You have a precident in the mission of Mr Jay, by General Washington. And a yet stronger one in the last mission by Mr Adams to France—an act of magnanimity which obliterates many of his political blunders.
No man, whatever may be his professions, is more desirous of your honor and happiness than myself. With sentiments of great respect I am your real friend
RC (DLC); draft, two copies (PHi). RC docketed by JM.
1. Stenton was Logan’s estate near Germantown, Pennsylvania.

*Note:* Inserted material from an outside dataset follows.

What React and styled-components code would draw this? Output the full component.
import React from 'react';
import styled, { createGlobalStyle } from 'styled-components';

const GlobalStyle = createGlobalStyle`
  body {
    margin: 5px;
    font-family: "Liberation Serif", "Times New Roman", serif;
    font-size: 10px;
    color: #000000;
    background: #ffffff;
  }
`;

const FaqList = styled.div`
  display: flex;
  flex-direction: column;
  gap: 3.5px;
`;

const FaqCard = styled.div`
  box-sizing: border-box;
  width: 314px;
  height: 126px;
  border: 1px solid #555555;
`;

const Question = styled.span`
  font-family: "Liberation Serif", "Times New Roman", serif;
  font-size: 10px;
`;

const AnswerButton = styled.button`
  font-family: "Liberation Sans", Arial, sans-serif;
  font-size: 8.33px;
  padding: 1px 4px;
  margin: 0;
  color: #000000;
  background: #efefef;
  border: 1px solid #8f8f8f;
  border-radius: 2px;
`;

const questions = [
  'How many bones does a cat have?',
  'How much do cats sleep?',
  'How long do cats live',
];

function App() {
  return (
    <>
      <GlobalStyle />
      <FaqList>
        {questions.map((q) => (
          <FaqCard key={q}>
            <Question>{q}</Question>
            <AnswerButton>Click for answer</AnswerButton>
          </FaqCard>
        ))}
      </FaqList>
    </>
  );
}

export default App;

2. Logan’s terminology minimized the issue of impressment. During the last days of Logan’s Senate term (1801–7), Jefferson rejected the treaty that Monroe and Pinkney had negotiated with Great Britain. JM’s 3 Feb. 1807 letter to the envoys stressed impressment over other reasons for rejecting the treaty (Frederick B. Tolles, George Logan of Philadelphia [New York, 1953], p. 279; Madison, Writings [Hunt ed.] description begins Gaillard Hunt, ed., The Writings of James Madison (9 vols.; New York, 1900-1910). description ends , 7:395–400).
3. In his draft, Logan here crossed through “particularly supported by the mercantile interest.”
4. Logan had visited Washington in December 1809 to talk with JM and Robert Smith about his fears for the preservation of peace. Evidently dissatisfied with JM’s attitude, Logan decided in 1810 to make a private peace mission to Great Britain (Logan to JM, 14 Jan. 1810; Tolles, George Logan, pp. 285–86).